Monday, April 13, 2009

Your phone could become a problem for someone else.


Last Friday I was getting this weird problem, with the random rogue DNS entries on random client workstations in my domain. The DNS entries were 69.42.88.21 and 69.42.88.22. I couldn't find any public records or run a whois or anything. Yet, I googled the above IP addresses and found two email strings, both posted 4/7/09, noting the same IP addresses. Other networks were having similar issues: bogus web browsing, problems with internal name resolution, etc. My gut told me this was a worm, and that it was related to Confiker because of web browsing problems! Fortunately, my gut was wrong.
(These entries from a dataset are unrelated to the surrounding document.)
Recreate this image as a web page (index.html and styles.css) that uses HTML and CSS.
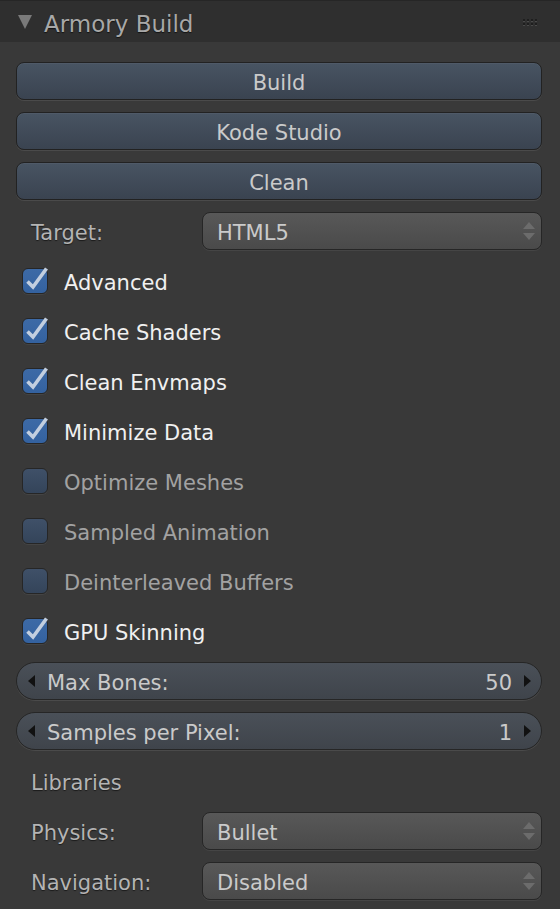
FILE: index.html
```html
<!DOCTYPE html>
<html>
<head>
<meta charset="utf-8">
<link rel="stylesheet" href="styles.css">
</head>
<body>
<div class="panel">
  <div class="header">
    <span class="tri"></span>
    <span class="title">Armory Build</span>
    <span class="grip">
      <svg width="14" height="8" viewBox="0 0 14 8">
        <g fill="#1e1e1e">
          <rect x="0" y="0" width="2" height="2"/><rect x="4" y="0" width="2" height="2"/><rect x="8" y="0" width="2" height="2"/><rect x="12" y="0" width="2" height="2"/>
          <rect x="0" y="4" width="2" height="2"/><rect x="4" y="4" width="2" height="2"/><rect x="8" y="4" width="2" height="2"/><rect x="12" y="4" width="2" height="2"/>
        </g>
        <g fill="#4a4a4a">
          <rect x="0" y="2" width="2" height="1"/><rect x="4" y="2" width="2" height="1"/><rect x="8" y="2" width="2" height="1"/><rect x="12" y="2" width="2" height="1"/>
          <rect x="0" y="6" width="2" height="1"/><rect x="4" y="6" width="2" height="1"/><rect x="8" y="6" width="2" height="1"/><rect x="12" y="6" width="2" height="1"/>
        </g>
      </svg>
    </span>
  </div>
  <div class="body">
    <div class="btn">Build</div>
    <div class="btn">Kode Studio</div>
    <div class="btn">Clean</div>

    <div class="prop">
      <span class="label">Target:</span>
      <div class="menu"><span>HTML5</span><span class="updown"></span></div>
    </div>

    <div class="check on"><span class="box"><svg class="tick" viewBox="0 0 26 26" width="26" height="26"><path d="M5.5 13.5 L11 19 L24.5 0.5"/></svg></span><span class="ctext">Advanced</span></div>
    <div class="check on"><span class="box"><svg class="tick" viewBox="0 0 26 26" width="26" height="26"><path d="M5.5 13.5 L11 19 L24.5 0.5"/></svg></span><span class="ctext">Cache Shaders</span></div>
    <div class="check on"><span class="box"><svg class="tick" viewBox="0 0 26 26" width="26" height="26"><path d="M5.5 13.5 L11 19 L24.5 0.5"/></svg></span><span class="ctext">Clean Envmaps</span></div>
    <div class="check on"><span class="box"><svg class="tick" viewBox="0 0 26 26" width="26" height="26"><path d="M5.5 13.5 L11 19 L24.5 0.5"/></svg></span><span class="ctext">Minimize Data</span></div>
    <div class="check"><span class="box"></span><span class="ctext">Optimize Meshes</span></div>
    <div class="check"><span class="box"></span><span class="ctext">Sampled Animation</span></div>
    <div class="check"><span class="box"></span><span class="ctext">Deinterleaved Buffers</span></div>
    <div class="check on"><span class="box"><svg class="tick" viewBox="0 0 26 26" width="26" height="26"><path d="M5.5 13.5 L11 19 L24.5 0.5"/></svg></span><span class="ctext">GPU Skinning</span></div>

    <div class="num"><span class="arr left"></span><span class="nlabel">Max Bones:</span><span class="nval">50</span><span class="arr right"></span></div>
    <div class="num"><span class="arr left"></span><span class="nlabel">Samples per Pixel:</span><span class="nval">1</span><span class="arr right"></span></div>

    <div class="section"><span class="label">Libraries</span></div>

    <div class="prop">
      <span class="label">Physics:</span>
      <div class="menu"><span>Bullet</span><span class="updown"></span></div>
    </div>
    <div class="prop">
      <span class="label">Navigation:</span>
      <div class="menu"><span>Disabled</span><span class="updown"></span></div>
    </div>
  </div>
</div>
</body>
</html>
```

FILE: styles.css
```css
html, body {
  margin: 0;
  padding: 0;
  background: #393939;
  font-family: "DejaVu Sans", "Liberation Sans", sans-serif;
}

.panel {
  width: 560px;
  height: 909px;
  background: #393939;
  overflow: hidden;
}

.header {
  height: 42px;
  box-sizing: border-box;
  border-top: 1px solid #262626;
  background: #2f2f2f;
  display: flex;
  align-items: center;
  padding-left: 18px;
  padding-right: 23px;
  padding-top: 5px;
}

.tri {
  width: 0;
  height: 0;
  border-left: 7px solid transparent;
  border-right: 7px solid transparent;
  border-top: 14px solid #7a7a7a;
  margin-top: -4px;
}

.title {
  margin-left: 12px;
  font-size: 23px;
  color: #a8a8a8;
  text-shadow: 0 1px 1px rgba(0,0,0,0.6);
  flex: 1;
  line-height: 1;
}

.grip {
  display: flex;
  margin-top: -2px;
}

.body {
  display: flex;
  flex-direction: column;
  gap: 12px;
  padding: 20px 18px 0 16px;
}

.btn {
  height: 38px;
  box-sizing: border-box;
  border: 1px solid #222;
  border-radius: 8px;
  background: linear-gradient(#485462, #3a4350);
  box-shadow: 0 1px 0 #4a4a4a, inset 0 1px 0 rgba(255,255,255,0.04);
  color: #cacaca;
  font-size: 21px;
  display: flex;
  align-items: center;
  justify-content: center;
  padding-top: 4px;
}

.prop {
  height: 38px;
  display: grid;
  grid-template-columns: 186px 1fr;
  align-items: center;
}

.label {
  padding-left: 15px;
  padding-top: 4px;
  font-size: 21px;
  color: #b4b4b4;
  text-shadow: 0 1px 1px rgba(0,0,0,0.55);
}

.section {
  height: 38px;
  display: flex;
  align-items: center;
}

.menu {
  height: 38px;
  box-sizing: border-box;
  border: 1px solid #262626;
  border-radius: 8px;
  background: linear-gradient(#585858, #4a4a4a);
  box-shadow: 0 1px 0 #454545;
  color: #cacaca;
  font-size: 21px;
  display: flex;
  align-items: center;
  justify-content: space-between;
  padding-left: 14px;
  padding-right: 6px;
}

.menu > span:first-child {
  padding-top: 4px;
}

.updown {
  width: 12px;
  height: 18px;
  position: relative;
}
.updown::before, .updown::after {
  content: "";
  position: absolute;
  left: 0;
  width: 0;
  height: 0;
  border-left: 6px solid transparent;
  border-right: 6px solid transparent;
}
.updown::before {
  top: 0;
  border-bottom: 7px solid #6c6c6c;
}
.updown::after {
  bottom: 0;
  border-top: 7px solid #6c6c6c;
}

.check {
  height: 38px;
  display: flex;
  align-items: center;
  padding-left: 6px;
}

.box {
  width: 26px;
  height: 26px;
  box-sizing: border-box;
  border: 1px solid #262626;
  border-radius: 6px;
  background: linear-gradient(#3f5068, #34445a);
  box-shadow: 0 1px 0 #444;
  position: relative;
  flex: none;
}

.check.on .box {
  background: linear-gradient(#3d6aa6, #3462a0);
}

.tick {
  position: absolute;
  left: -1px;
  top: -1px;
  overflow: visible;
}
.tick path {
  fill: none;
  stroke: #c3cfe0;
  stroke-width: 3.6;
  stroke-linecap: butt;
  stroke-linejoin: miter;
}

.ctext {
  margin-left: 16px;
  padding-top: 4px;
  font-size: 21px;
  color: #a2a2a2;
}
.check.on .ctext {
  color: #f0f0f0;
}

.num {
  height: 38px;
  box-sizing: border-box;
  border: 1px solid #262626;
  border-radius: 19px;
  background: linear-gradient(#4a5058, #3f444b);
  box-shadow: 0 1px 0 #4a4a4a;
  display: flex;
  align-items: center;
  padding: 0 10px 0 11px;
  font-size: 21px;
  color: #cacaca;
}

.nlabel {
  margin-left: 12px;
  flex: 1;
  padding-top: 4px;
}

.nval {
  margin-right: 12px;
  padding-top: 4px;
}

.arr {
  width: 0;
  height: 0;
  border-top: 6px solid transparent;
  border-bottom: 6px solid transparent;
}
.arr.left {
  border-right: 7px solid #111;
}
.arr.right {
  border-left: 7px solid #111;
}
```
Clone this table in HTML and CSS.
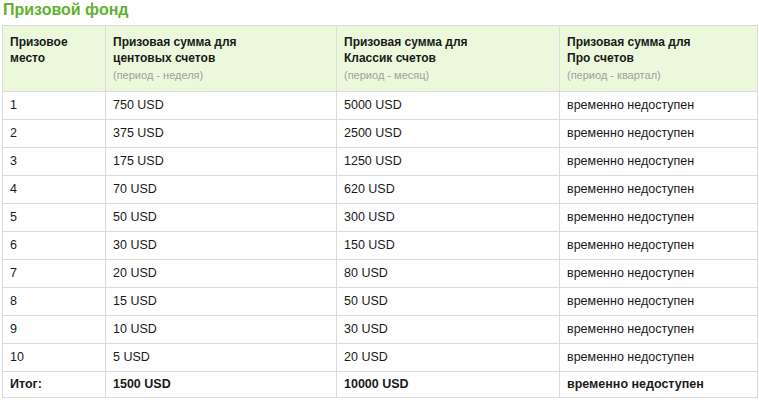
FILE: index.html
```html
<!DOCTYPE html>
<html lang="ru">
<head>
<meta charset="utf-8">
<title>Призовой фонд</title>
<link rel="stylesheet" href="styles.css">
</head>
<body>
<h2 class="title">Призовой фонд</h2>
<table class="prize">
  <colgroup>
    <col class="c1"><col class="c2"><col class="c3"><col class="c4">
  </colgroup>
  <thead>
    <tr>
      <th>Призовое<br>место</th>
      <th>Призовая сумма для<br>центовых счетов<br><span class="period">(период - неделя)</span></th>
      <th>Призовая сумма для<br>Классик счетов<br><span class="period">(период - месяц)</span></th>
      <th>Призовая сумма для<br>Про счетов<br><span class="period">(период - квартал)</span></th>
    </tr>
  </thead>
  <tbody>
    <tr><td>1</td><td>750 USD</td><td>5000 USD</td><td>временно недоступен</td></tr>
    <tr><td>2</td><td>375 USD</td><td>2500 USD</td><td>временно недоступен</td></tr>
    <tr><td>3</td><td>175 USD</td><td>1250 USD</td><td>временно недоступен</td></tr>
    <tr><td>4</td><td>70 USD</td><td>620 USD</td><td>временно недоступен</td></tr>
    <tr><td>5</td><td>50 USD</td><td>300 USD</td><td>временно недоступен</td></tr>
    <tr><td>6</td><td>30 USD</td><td>150 USD</td><td>временно недоступен</td></tr>
    <tr><td>7</td><td>20 USD</td><td>80 USD</td><td>временно недоступен</td></tr>
    <tr><td>8</td><td>15 USD</td><td>50 USD</td><td>временно недоступен</td></tr>
    <tr><td>9</td><td>10 USD</td><td>30 USD</td><td>временно недоступен</td></tr>
    <tr><td>10</td><td>5 USD</td><td>20 USD</td><td>временно недоступен</td></tr>
    <tr class="total"><td>Итог:</td><td>1500 USD</td><td>10000 USD</td><td>временно недоступен</td></tr>
  </tbody>
</table>
</body>
</html>
```

FILE: styles.css
```css
html, body {
  margin: 0;
  padding: 0;
  background: #ffffff;
}
body {
  padding: 0 2px;
  font-family: "Liberation Sans", Arial, sans-serif;
  font-size: 12px;
  color: #1a1a1a;
}
.title {
  margin: 0 0 5px 1px;
  font-size: 16px;
  line-height: 20px;
  font-weight: bold;
  color: #5fb12f;
}
.prize {
  border-collapse: collapse;
  table-layout: fixed;
  width: 755px;
}
.c1 { width: 103px; }
.c2 { width: 231px; }
.c3 { width: 223px; }
.c4 { width: 198px; }
.prize th,
.prize td {
  border: 1px solid #dcdcdc;
  text-align: left;
  vertical-align: top;
  padding: 6px 7px;
  line-height: 15px;
}
.prize td {
  font-size: 12.5px;
}
.prize th {
  background: #ebf8dc;
  font-weight: bold;
  padding: 8px 7px 8px 7px;
  line-height: 16px;
  height: 49px;
}
.period {
  display: inline-block;
  margin-top: 1px;
  font-weight: normal;
  font-size: 11px;
  color: #a0a0a0;
}
.total td {
  font-weight: bold;
  padding-top: 5px;
  padding-bottom: 5px;
}
```
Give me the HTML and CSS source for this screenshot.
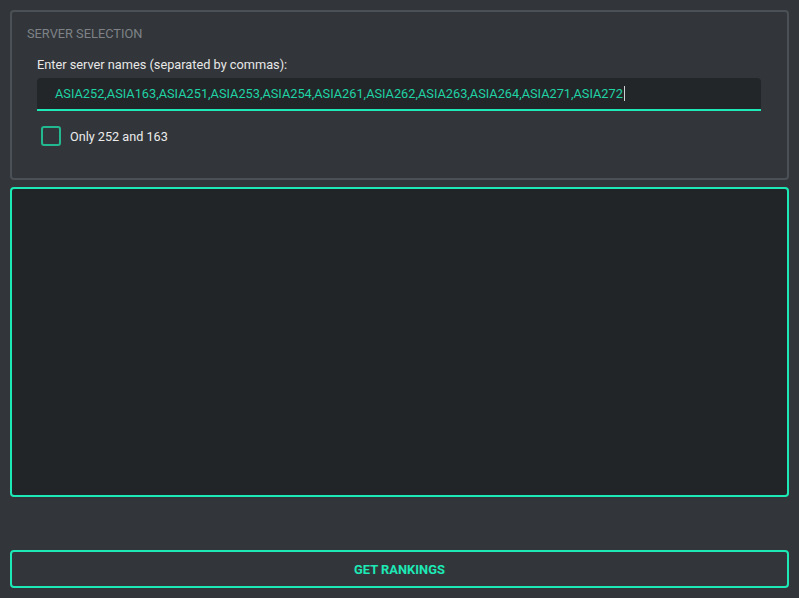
FILE: index.html
```html
<!DOCTYPE html>
<html lang="en">
<head>
<meta charset="utf-8">
<title>Server Rankings</title>
<link rel="stylesheet" href="styles.css">
</head>
<body>
<div class="app">
  <section class="group">
    <div class="group-title">SERVER SELECTION</div>
    <div class="group-body">
      <label class="field-label">Enter server names (separated by commas):</label>
      <div class="line-input"><span class="value">ASIA252,ASIA163,ASIA251,ASIA253,ASIA254,ASIA261,ASIA262,ASIA263,ASIA264,ASIA271,ASIA272</span><span class="caret"></span></div>
      <div class="check-row">
        <span class="checkbox"></span>
        <span class="check-label">Only 252 and 163</span>
      </div>
    </div>
  </section>
  <div class="output"></div>
  <button class="action" type="button">GET RANKINGS</button>
</div>
</body>
</html>
```

FILE: styles.css
```css
* { box-sizing: border-box; }

html, body {
  margin: 0;
  height: 100%;
}

body {
  background: #32363a;
  font-family: Roboto, "Noto Sans", "Liberation Sans", sans-serif;
  color: #e6e6e6;
}

.app {
  height: 100vh;
  padding: 10px;
  display: flex;
  flex-direction: column;
}

.group {
  height: 170px;
  border: 2px solid #4a5056;
  border-radius: 4px;
  padding: 15px 26px 0 15px;
}

.group-title {
  font-size: 12.8px;
  line-height: 14px;
  color: #7e8287;
}

.group-body {
  padding: 16px 0 0 10px;
  display: flex;
  flex-direction: column;
}

.field-label {
  font-size: 12.75px;
  line-height: 16px;
  color: #e8e8e8;
}

.line-input {
  margin-top: 5px;
  height: 33px;
  background: #232629;
  border-radius: 4px 4px 0 0;
  border-bottom: 2px solid #1de9b6;
  padding-left: 18px;
  display: flex;
  align-items: center;
  font-size: 12.78px;
  color: #1fd3a5;
  white-space: nowrap;
  overflow: hidden;
}

.caret {
  display: inline-block;
  width: 1px;
  height: 15px;
  margin-left: 1px;
  background: #cfd2d4;
}

.check-row {
  margin-top: 15px;
  padding-left: 4px;
  display: flex;
  align-items: center;
  gap: 9px;
}

.checkbox {
  width: 20px;
  height: 20px;
  border: 2px solid #22b990;
  border-radius: 3px;
}

.check-label {
  font-size: 12.65px;
  line-height: 16px;
  padding-top: 1px;
  color: #ececec;
}

.output {
  flex: 1;
  margin-top: 7px;
  margin-bottom: 53px;
  background: #222528;
  border: 2px solid #1de9b6;
  border-radius: 4px;
}

.action {
  height: 38px;
  padding-top: 2px;
  background: #32363a;
  border: 2px solid #1de9b6;
  border-radius: 4px;
  color: #1de9b6;
  font-family: Roboto, "Noto Sans", "Liberation Sans", sans-serif;
  font-weight: 700;
  font-size: 12.9px;
  cursor: pointer;
}
```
I am running Symanted Endpoint Protection on my network; the definitions were current, and full client scans (on obviously infected machines) picked up nothing. Turns out, I had a rogue DHCP server intrusion, which means that I probably had very few "infected" machines. A rogue DHCP server is basically a device that gets infected with malware, then enters another network and falsely answers requests for IPs. We observed several symptoms of this but the most notable symptom was that numerous other clients received bad DNS info: sometimes they had browser problems, some had fake "ipconfig /all" DNS server entries, and some even had fake DNS entries entered directly into their network TCP/IP properties. This sort of malware apparently can enter a network on a laptop or mobile device (like a visitor's laptop or Blackberry or--god forbid!--an iPhone), which was probably our culprit. We have proactive antivirus scanning on all our machines, but we weren't actively scanning network traffic for packets that may contain bad DNS info.

Our solution, thus far, is to install a portion of Symantec's Endpoint software called Intrusion Detection. It runs on all client machines, notifying the client and/or admin when network settings are suspiciously changed.

Another couple thoughts are contained here:
http://ossie-group.org/blog/?m=200903

As far as finding the viral culprit, that proved more difficult. Despite a slew of messed-up machines, I only found one instance of malware, and deleted it manually. The rest of the machines healed themselves eventually after many dns flushes.
http://www.symantec.com/security_response/writeup.jsp?docid=2008-120318-5914-99&tabid=3

For the moment, I'm glad to have resolved this issue, which--surprisingly--hasn't hit more networks yet. However, I'm still a little dissatisfied with my network security (and I probably always will be!) because i'm not sure *exactly* what Symantec's Intrusion Prevention software is doing. I'm also not totally sure what people mean when they encourage "monitoring DNS traffic" (see the first link I posted). I'd much prefer a way to effectively lock down the DNS info all my clients, somehow ensuring that it can't be changed unless it comes from my DHCP server, but that is a little above my head.

2 comments:

ochre said...

hey, i'm a network tech looking after a pretty big network and i've had the same problem. i found your blog just now while trying to see what's up with these dns servers. i'm 99% sure this is being caused by the flush.m trojan which i read about in this ars technica article:
http://arstechnica.com/security/news/2009/03/new-version-of-dns-server-trojan-flushm-spotted-in-the-pipe.ars ...we were having this same problem but caused by the dns servers mentioned in the article up until this past friday. then it changed over to the 69 addresses. hope that helps you out. i don't have a good solution unfortunately.

Jill said...

so my first thought when i found your blog via jana's was, "hey, why have i not been reading bryan's blog?" ... and then i read the first two sentences of this post. "oh... that's why!"